The investment would reach at least tens of billions of yen (hundreds of millions of dollars), and construction may kick off before next March, the mass-circulation Yomiuri Shimbun said in its evening edition.

Mitsui and Co. hopes to create jobs and boost the power supply in the region, which is still struggling to recover from Japan’s worst post-war disaster that sparked the ongoing Fukushima nuclear crisis, the daily said.

The power plants would have total generation capacity of 100,000 kilowatts. Mitsui has already held talks with local authorities and the Tohoku Electric Power Company over the possible location of the plants, the report said.

A Mitsui spokesman said: “We are considering construction of mega solar power plants in Japan, but nothing concrete has been decided.”

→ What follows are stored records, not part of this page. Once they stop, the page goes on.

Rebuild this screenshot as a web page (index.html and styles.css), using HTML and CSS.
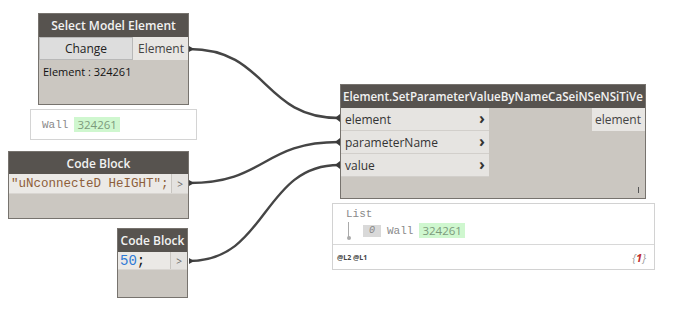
FILE: index.html
```html
<!DOCTYPE html>
<html>
<head>
<meta charset="utf-8">
<link rel="stylesheet" href="styles.css">
</head>
<body>
<div class="canvas">
  <svg class="wires" width="700" height="334" viewBox="0 0 700 334">
    <g fill="none" stroke="#454545" stroke-width="2.4">
      <path d="M189,49 C268,49 262,118 339,118"/>
      <path d="M189,183 C266,183 262,142 339,142"/>
      <path d="M189,261 C268,261 262,165 339,165"/>
    </g>
    <g fill="#3a3a3a">
      <polygon points="189,46 194,49 189,52"/>
      <polygon points="189,180 194,183 189,186"/>
      <polygon points="189,258 194,261 189,264"/>
      <polygon points="340,114 335,118 340,122"/>
      <polygon points="340,138 335,142 340,146"/>
      <polygon points="340,161 335,165 340,169"/>
    </g>
  </svg>

  <div class="node n-select">
    <div class="hdr">Select Model Element</div>
    <div class="row">
      <div class="btn">Change</div>
      <div class="outport">Element</div>
    </div>
    <div class="info">Element : 324261</div>
  </div>

  <div class="watch w1">
    <span class="mono grey">Wall</span>
    <span class="val">324261</span>
  </div>

  <div class="node n-code1">
    <div class="hdr">Code Block</div>
    <div class="coderow">
      <div class="code str">"uNconnecteD HeIGHT";</div>
      <div class="cport">&gt;</div>
    </div>
  </div>

  <div class="node n-code2">
    <div class="hdr">Code Block</div>
    <div class="coderow">
      <div class="code"><span class="num">50</span>;</div>
      <div class="cport">&gt;</div>
    </div>
  </div>

  <div class="node n-set">
    <div class="hdr">Element.SetParameterValueByNameCaSeiNSeNSiTiVe</div>
    <div class="setbody">
      <div class="inputs">
        <div class="inrow"><span>element</span><span class="chev">&rsaquo;</span></div>
        <div class="inrow"><span>parameterName</span><span class="chev">&rsaquo;</span></div>
        <div class="inrow"><span>value</span><span class="chev">&rsaquo;</span></div>
      </div>
      <div class="outputs">
        <div class="outlbl">element</div>
      </div>
    </div>
    <div class="grip"></div>
  </div>

  <div class="watch2">
    <div class="wbody">
      <div class="mono grey">List</div>
      <div class="tree">
        <div class="branch"><span class="dot"></span></div>
        <div class="item">
          <span class="idx">0</span>
          <span class="mono grey">Wall</span>
          <span class="val">324261</span>
        </div>
      </div>
    </div>
    <div class="wfoot">
      <span class="levels">@L2 @L1</span>
      <span class="count">{<em>1</em>}</span>
    </div>
  </div>
</div>
</body>
</html>
```

FILE: styles.css
```css
html, body {
  margin: 0;
  padding: 0;
  background: #ffffff;
}
.canvas {
  position: relative;
  width: 700px;
  height: 334px;
  overflow: hidden;
  font-family: "Open Sans", "Noto Sans", sans-serif;
}
.wires {
  position: absolute;
  left: 0;
  top: 0;
}
.node {
  position: absolute;
  box-sizing: border-box;
  background: #cbc7c1;
  border: 1px solid #77736e;
  display: flex;
  flex-direction: column;
}
.hdr {
  background: #57534f;
  color: #f2f2f2;
  font-weight: 600;
  font-size: 12px;
  text-align: center;
  white-space: nowrap;
  overflow: hidden;
  display: flex;
  align-items: center;
  justify-content: center;
  flex: none;
}
.n-select {
  left: 38px;
  top: 13px;
  width: 151px;
  height: 92px;
}
.n-select .hdr { height: 23px; }
.n-select .row {
  display: flex;
  height: 23px;
}
.btn {
  width: 94px;
  box-sizing: border-box;
  background: #dddddd;
  border: 1px solid #b8b8b8;
  font-size: 12px;
  color: #222;
  display: flex;
  align-items: center;
  justify-content: center;
}
.outport {
  flex: 1;
  background: #e8e6e3;
  color: #444;
  font-size: 12px;
  display: flex;
  align-items: center;
  justify-content: flex-end;
  padding-right: 4px;
}
.info {
  font-size: 11px;
  color: #111;
  padding: 4px 0 0 4px;
}
.watch {
  position: absolute;
  box-sizing: border-box;
  left: 30px;
  top: 109px;
  width: 167px;
  height: 31px;
  border: 1px solid #d4d4d4;
  background: #fff;
  display: flex;
  align-items: center;
  padding-left: 11px;
  gap: 6px;
}
.mono {
  font-family: "Liberation Mono", "DejaVu Sans Mono", monospace;
  font-size: 11px;
}
.grey { color: #8a8a8a; }
.val {
  background: #cff7cf;
  color: #7c9a7c;
  font-size: 11.5px;
  padding: 0 3px;
  line-height: 15px;
}
.n-code1 {
  left: 8px;
  top: 151px;
  width: 181px;
  height: 68px;
}
.n-code1 .hdr { height: 22px; }
.n-code2 {
  left: 117px;
  top: 228px;
  width: 71px;
  height: 70px;
}
.n-code2 .hdr { height: 23px; font-size: 12px; }
.coderow {
  display: flex;
  background: #ebe9e6;
  border-bottom: 1px solid #d9d6d2;
}
.n-code1 .coderow { height: 19px; }
.n-code2 .coderow { height: 17px; }
.code {
  flex: 1;
  font-family: "Liberation Mono", "DejaVu Sans Mono", monospace;
  font-size: 12.5px;
  color: #111;
  display: flex;
  align-items: center;
  padding-left: 2px;
  white-space: nowrap;
}
.code.str { color: #8d5e3a; }
.num { color: #2f7bd6; }
.n-code2 .code { font-size: 14px; }
.cport {
  width: 16px;
  border-left: 1px solid #c8c5c0;
  background: #e4e2df;
  color: #666;
  font-size: 10px;
  display: flex;
  align-items: center;
  justify-content: center;
}
.n-set {
  left: 340px;
  top: 84px;
  width: 306px;
  height: 115px;
}
.n-set .hdr { height: 23px; font-size: 11.6px; }
.setbody {
  display: flex;
  justify-content: space-between;
}
.inputs {
  width: 148px;
  display: flex;
  flex-direction: column;
}
.inrow {
  height: 23px;
  box-sizing: border-box;
  background: #e6e4e1;
  border-bottom: 1px solid #d2cfcb;
  display: flex;
  align-items: center;
  justify-content: space-between;
  padding: 0 4px 0 4px;
  font-size: 12px;
  color: #333;
}
.chev {
  font-weight: 700;
  font-size: 16px;
  color: #333;
  line-height: 1;
  margin-top: -3px;
}
.outlbl {
  width: 53px;
  height: 23px;
  background: #e8e6e3;
  font-size: 12px;
  color: #444;
  display: flex;
  align-items: center;
  justify-content: flex-end;
  padding-right: 4px;
  box-sizing: border-box;
}
.grip {
  position: absolute;
  right: 6px;
  bottom: 5px;
  width: 1px;
  height: 6px;
  background: #555;
}
.watch2 {
  position: absolute;
  left: 332px;
  top: 203px;
  width: 323px;
  height: 67px;
  box-sizing: border-box;
  border: 1px solid #d2d2d2;
  background: #fff;
  display: flex;
  flex-direction: column;
}
.wbody {
  height: 41px;
  box-sizing: border-box;
  border-bottom: 1px solid #d8d8d8;
  padding: 4px 0 0 13px;
}
.wbody > .mono { line-height: 13px; }
.tree {
  display: flex;
  align-items: flex-start;
}
.branch {
  position: relative;
  width: 1px;
  height: 16px;
  background: #aaa;
  margin: 1px 0 0 2px;
}
.dot {
  position: absolute;
  left: -1.5px;
  bottom: -2px;
  width: 4px;
  height: 4px;
  border-radius: 50%;
  background: #aaa;
}
.item {
  display: flex;
  align-items: center;
  margin: 2px 0 0 14px;
  gap: 6px;
}
.idx {
  background: #d9d9d9;
  color: #888;
  font-family: "Liberation Mono", monospace;
  font-style: italic;
  font-size: 10px;
  width: 18px;
  text-align: center;
  line-height: 12px;
}
.wfoot {
  flex: 1;
  display: flex;
  align-items: center;
  justify-content: space-between;
  padding: 0 8px 0 4px;
}
.levels {
  font-size: 7px;
  font-weight: 700;
  color: #444;
}
.count {
  font-style: italic;
  font-size: 11px;
  color: #999;
}
.count em { color: #c03030; font-weight: 700; }
```
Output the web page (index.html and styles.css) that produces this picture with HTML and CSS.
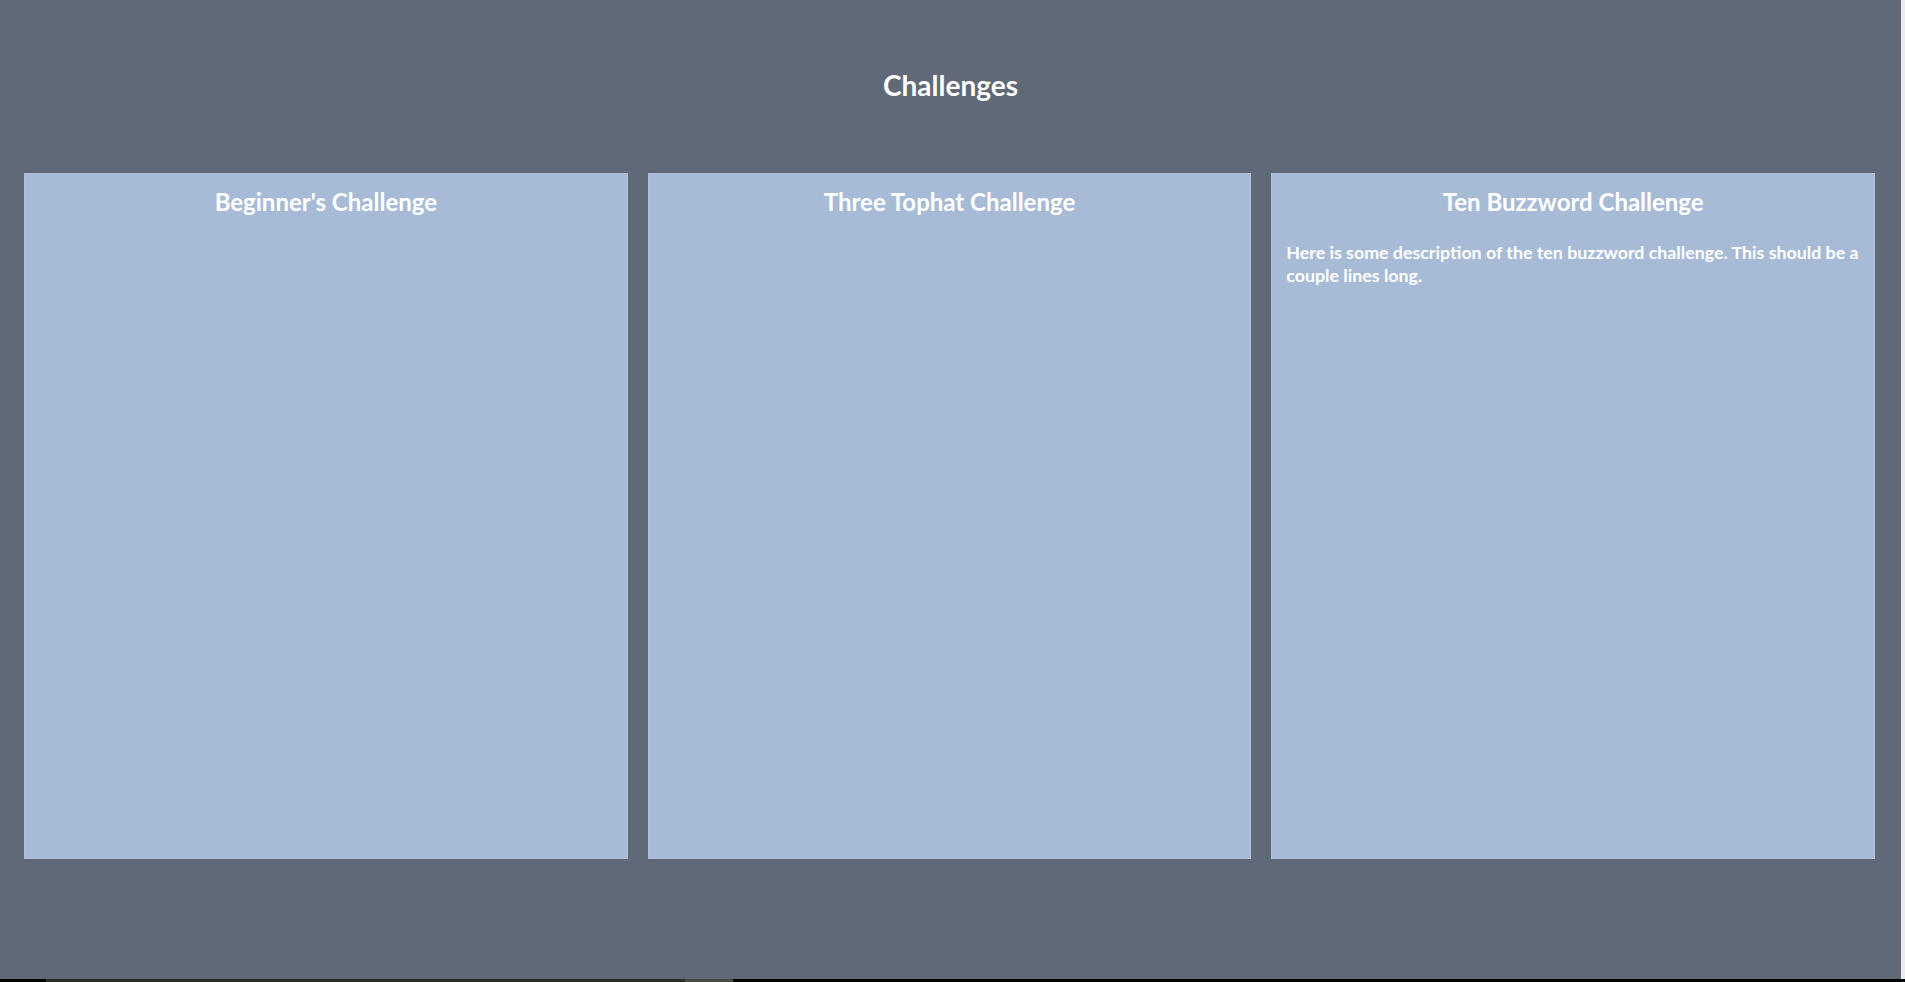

Debate has picked up in Japan on a shift toward clean and renewable energy since the Fukushima nuclear plant was hit by the powerful March 11 quake and tsunami, causing radiation to leak into the air, soil and sea.

Prime Minister Naoto Kan has scrapped a national energy plan under which nuclear reactors would meet half of Japan’s energy needs by 2030 and has advocated making renewables “key pillars” of the energy mix.

Japanese telecom company Softbank is separately planning to build large solar power plants in a drive toward more renewable energies.